By Ron Cowen
Astronomers are delighted to have found 19 galaxies that appear to be bent out of shape. The distorted images are cosmic mirages, arcs or rings of light created when the gravity of a massive foreground object bends and magnifies the light from a galaxy lying behind it. Albert Einstein predicted the effect, known as gravitational lensing, in 1936, but telescopes at the time weren’t powerful enough to discern it.
In the study, Adam Bolton of the Harvard–Smithsonian Center for Astrophysics in Cambridge, Mass., and his colleagues combined the power of the Hubble Space Telescope with the breadth of the Sloan Digital Sky Survey. That survey of one-fourth of the sky employs a ground-based telescope in Apache Point, N.M. Using Sloan data, the team picked out large, elliptical galaxies capable of acting as gravitational lenses. When they pointed Hubble at 28 of these lensing candidates, they found arcs and rings close to 19 of them, indicating that they were indeed distorting the images of more-distant galaxies.

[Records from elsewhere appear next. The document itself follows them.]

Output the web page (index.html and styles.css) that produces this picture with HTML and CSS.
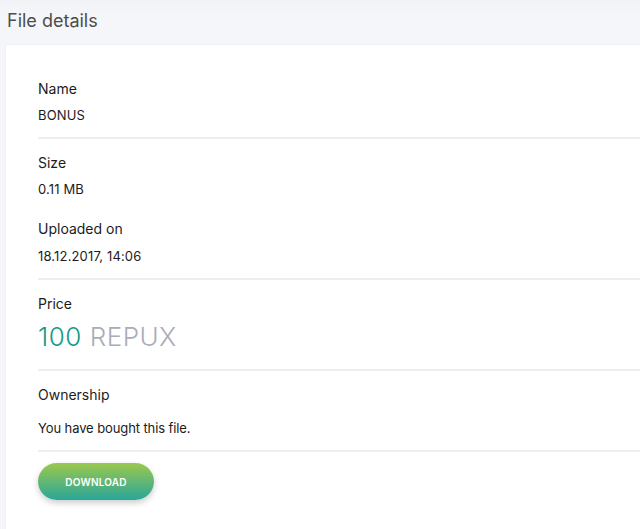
FILE: index.html
```
<!DOCTYPE html>
<html>
<head>
<meta charset="utf-8">
<link rel="stylesheet" href="styles.css">
</head>
<body>
<div class="page">
  <h1 class="title">File details</h1>
  <div class="card">
    <div class="section first">
      <div class="label">Name</div>
      <div class="value">BONUS</div>
    </div>
    <div class="section">
      <div class="label">Size</div>
      <div class="value">0.11 MB</div>
      <div class="label spaced">Uploaded on</div>
      <div class="value">18.12.2017, 14:06</div>
    </div>
    <div class="section">
      <div class="label">Price</div>
      <div class="price"><span class="amount">100</span> <span class="currency">REPUX</span></div>
    </div>
    <div class="section">
      <div class="label">Ownership</div>
      <div class="value own">You have bought this file.</div>
    </div>
    <div class="actions">
      <button class="btn">DOWNLOAD</button>
    </div>
  </div>
</div>
</body>
</html>
```
FILE: styles.css
```
html, body {
  margin: 0;
  padding: 0;
  background: #f4f5f8;
  font-family: Inter, "Open Sans", sans-serif;
  color: #1c1c1c;
}
.page {
  padding: 0 0 0 6px;
  background: linear-gradient(#f2f3f6 0, #f5f6f9 14px, #f5f6f9 100%);
  height: 529px;
  overflow: hidden;
}
.title {
  margin: 0;
  padding: 9px 0 0 1px;
  height: 36px;
  font-size: 18px;
  font-weight: 400;
  line-height: 24px;
  color: #4d4d4d;
}
.card {
  background: #fff;
  box-shadow: 0 0 2px rgba(0, 0, 0, 0.07);
  padding: 20px 0 40px 32px;
  min-height: 600px;
}
.section {
  padding: 14px 0 12px 0;
  border-bottom: 2px solid #eeeeee;
}
.label {
  font-size: 14px;
  line-height: 20px;
  margin-bottom: 6px;
}
.label.spaced {
  margin-top: 20px;
  margin-bottom: 7px;
}
.value {
  font-size: 13px;
  line-height: 20px;
  letter-spacing: 0.15px;
}
.value.own {
  font-size: 13px;
  letter-spacing: -0.1px;
  margin-top: 13px;
}
.price {
  font-size: 26px;
  line-height: 32px;
  font-weight: 300;
  letter-spacing: 0.5px;
  margin-top: 7px;
  margin-bottom: 4px;
}
.amount {
  color: #149b83;
}
.currency {
  color: #a9adba;
}
.actions {
  padding-top: 11px;
}
.btn {
  width: 116px;
  height: 37px;
  border: none;
  border-radius: 19px;
  background: linear-gradient(#9bc84c, #2aa69a);
  color: #fff;
  font-family: Inter, sans-serif;
  font-size: 10px;
  font-weight: 600;
  letter-spacing: 0.2px;
  box-shadow: 0 3px 6px rgba(0, 0, 0, 0.2);
  padding: 0;
}
```
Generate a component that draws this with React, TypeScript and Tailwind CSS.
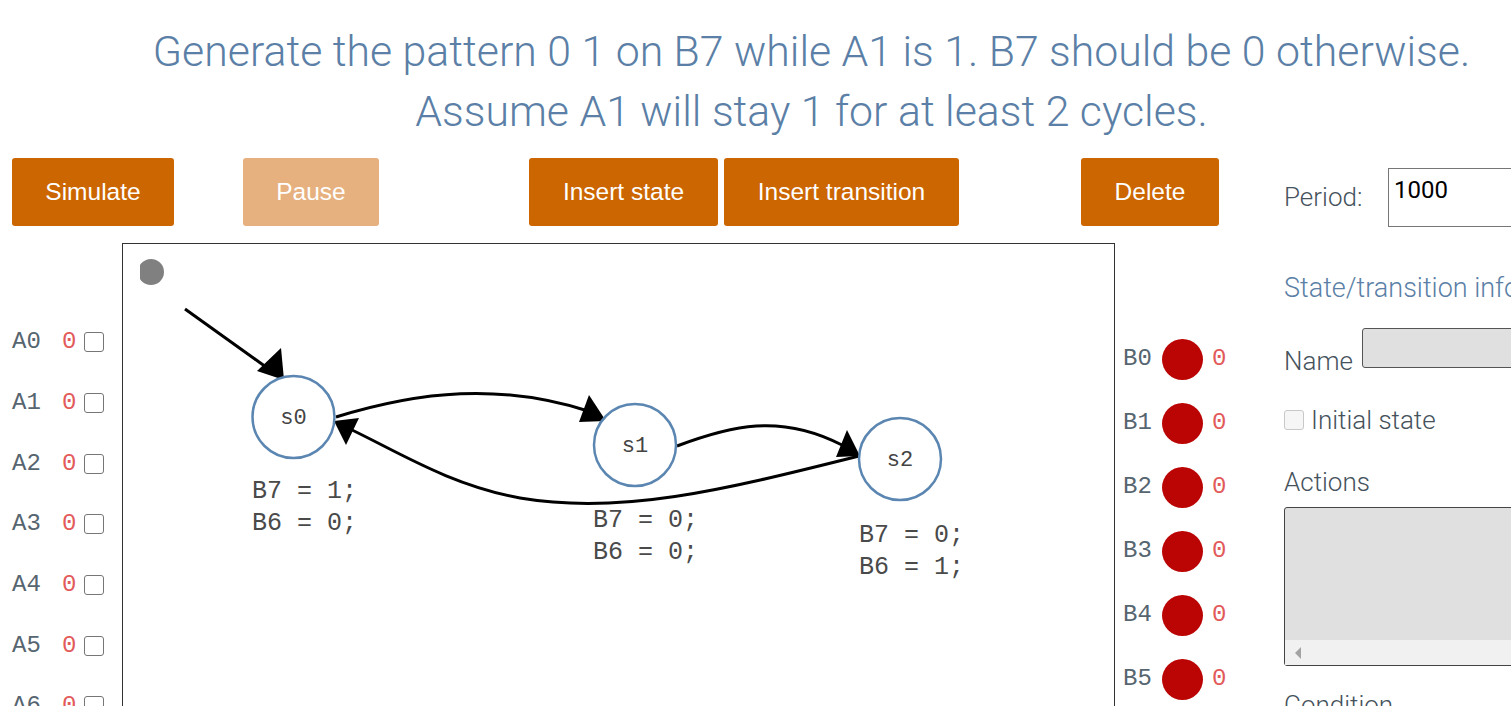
import React from "react";

const inputs = ["A0", "A1", "A2", "A3", "A4", "A5", "A6"];
const outputs = ["B0", "B1", "B2", "B3", "B4", "B5"];

const mono = "font-['Liberation_Mono','Courier_New',monospace]";
const roboto = "font-['Roboto','Liberation_Sans',sans-serif]";

function Btn({ label, w, faded }: { label: string; w: string; faded?: boolean }) {
  return (
    <button
      className={`${w} h-[68px] shrink-0 rounded-[3px] text-[24.5px] text-white font-['Liberation_Sans',Arial,sans-serif] ${
        faded ? "bg-[#e6b17f]" : "bg-[#cc6600]"
      }`}
    >
      {label}
    </button>
  );
}

function Diagram() {
  return (
    <svg width={991} height={600} viewBox="123 243 991 600" className="block">
      <defs>
        <clipPath id="dotclip">
          <rect x="140" y="243" width="100" height="100" />
        </clipPath>
      </defs>

      <circle cx="151" cy="271" r="13" fill="#808080" clipPath="url(#dotclip)" />

      {/* initial arrow */}
      <line x1="185" y1="308" x2="266" y2="366" stroke="#000" strokeWidth="3" />
      <polygon points="284,379 281,347 257,370" fill="#000" />

      {/* s0 -> s1 */}
      <path d="M336 416 C 420 390, 500 382, 588 410" stroke="#000" strokeWidth="3" fill="none" />
      <polygon points="606,420 589,394 579,421" fill="#000" />

      {/* s1 -> s2 */}
      <path d="M677 445 C 730 425, 780 412, 842 444" stroke="#000" strokeWidth="3" fill="none" />
      <polygon points="860,455 847,429 836,456" fill="#000" />

      {/* s2 -> s0 */}
      <path
        d="M859 455 C 720 490, 620 514, 520 497 C 450 484, 400 452, 350 428"
        stroke="#000"
        strokeWidth="3"
        fill="none"
      />
      <polygon points="334,420 346,444 359,417" fill="#000" />

      {[
        { x: 293.5, y: 416, n: "s0" },
        { x: 635, y: 444, n: "s1" },
        { x: 900, y: 458, n: "s2" },
      ].map((s) => (
        <g key={s.n}>
          <circle cx={s.x} cy={s.y} r="41" fill="#fff" stroke="#5b86b2" strokeWidth="2.5" />
          <text
            x={s.x}
            y={s.y + 7}
            textAnchor="middle"
            fontFamily="Liberation Mono, Courier New, monospace"
            fontSize="22"
            fill="#444"
          >
            {s.n}
          </text>
        </g>
      ))}

      {[
        { x: 252, y: 497, a: "B7 = 1;", b: "B6 = 0;" },
        { x: 593, y: 526, a: "B7 = 0;", b: "B6 = 0;" },
        { x: 859, y: 541, a: "B7 = 0;", b: "B6 = 1;" },
      ].map((l, i) => (
        <g key={i} fontFamily="Liberation Mono, Courier New, monospace" fontSize="25" fill="#4a4a4a">
          <text x={l.x} y={l.y}>{l.a}</text>
          <text x={l.x} y={l.y + 32}>{l.b}</text>
        </g>
      ))}
    </svg>
  );
}

export default function App() {
  return (
    <div className="w-screen h-screen overflow-hidden bg-white">
      <div className="w-[1623px]">
        <h1 className={`${roboto} font-light text-[42.8px] leading-[60px] text-[#5b7fa6] text-center pt-[21px]`}>
          Generate the pattern 0 1 on B7 while A1 is 1. B7 should be 0 otherwise.
          <br />
          Assume A1 will stay 1 for at least 2 cycles.
        </h1>

        {/* toolbar */}
        <div className="flex items-start mt-[17px] pl-[12px]">
          <Btn label="Simulate" w="w-[162px]" />
          <div className="w-[69px] shrink-0" />
          <Btn label="Pause" w="w-[136px]" faded />
          <div className="w-[150px] shrink-0" />
          <Btn label="Insert state" w="w-[189px]" />
          <div className="w-[6px] shrink-0" />
          <Btn label="Insert transition" w="w-[235px]" />
          <div className="w-[122px] shrink-0" />
          <Btn label="Delete" w="w-[138px]" />
          <div className="flex items-center ml-[65px] mt-[10px]">
            <span className={`${roboto} font-light text-[26px] text-[#45525c] w-[104px]`}>Period:</span>
            <div className={`w-[200px] h-[59px] border border-[#767676] px-[5px] pt-[3px] text-[24px] text-black ${roboto}`}>
              1000
            </div>
          </div>
        </div>

        {/* main */}
        <div className="flex mt-[16px]">
          {/* inputs */}
          <div className="w-[122px] shrink-0 pt-[69px]">
            {inputs.map((a) => (
              <div key={a} className="h-[60.7px] flex items-center pl-[12px]">
                <span className={`${mono} text-[24px] text-[#56656f] w-[50px]`}>{a}</span>
                <span className={`${mono} text-[24px] text-[#e25a5a] w-[22px]`}>0</span>
                <span className="w-[20px] h-[20px] rounded-[3px] border border-[#767676] bg-white" />
              </div>
            ))}
          </div>

          {/* canvas */}
          <div className="w-[993px] h-[600px] shrink-0 border border-[#333] overflow-hidden">
            <Diagram />
          </div>

          {/* outputs */}
          <div className="w-[169px] shrink-0 pt-[84px]">
            {outputs.map((b) => (
              <div key={b} className="h-[64px] flex items-center pl-[8px]">
                <span className={`${mono} text-[24px] text-[#56656f] w-[39px]`}>{b}</span>
                <span className="w-[41px] h-[41px] rounded-full bg-[#bb0505]" />
                <span className={`${mono} text-[24px] text-[#e25a5a] ml-[9px]`}>0</span>
              </div>
            ))}
          </div>

          {/* info panel */}
          <div className={`w-[300px] shrink-0 ${roboto} font-light text-[26px] text-[#45525c]`}>
            <div className="mt-[30px] h-[30px] leading-[30px] text-[27px] text-[#5b7fa6] whitespace-nowrap">
              State/transition info
            </div>
            <div className="flex items-start mt-[25px]">
              <span className="w-[78px] leading-[30px] pt-[18px]">Name</span>
              <div className="w-[200px] h-[40px] rounded-[3px] border border-[#555] bg-[#e0e0e0]" />
            </div>
            <div className="flex items-center mt-[29px]">
              <span className="w-[20px] h-[20px] rounded-[3px] border border-[#c8c8c8] bg-[#f6f6f6]" />
              <span className="ml-[7px] leading-[30px]">Initial state</span>
            </div>
            <div className="mt-[32px] leading-[30px]">Actions</div>
            <div className="mt-[10px] h-[159px] w-[260px] rounded-[3px] border border-[#444] bg-[#e0e0e0] flex flex-col">
              <div className="flex-1" />
              <div className="h-[25px] bg-[#f1f1f1] flex items-center pl-[10px]">
                <span className="w-0 h-0 border-y-[6px] border-y-transparent border-r-[6px] border-r-[#a3a3a3]" />
              </div>
            </div>
            <div className="mt-[24px] leading-[30px]">Condition</div>
          </div>
        </div>
      </div>
    </div>
  );
}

Eight of the 19 lensed galaxies have had their light bent into a circle called an Einstein ring. This pattern arises when one galaxy is almost exactly aligned behind another, as seen from Earth. Astronomers had previously identified only three Einstein rings.
In addition to providing curious shapes, gravitational lensing is a powerful probe of dark matter, the invisible, exotic material that theorists say resides in massive halos around every elliptical galaxy. Although dark matter halos can’t be directly seen, astronomers can deduce the presence of this material by the extent to which its mass bends the light of background galaxies.
Bolton and his colleagues describe their study in the February Astrophysical Journal.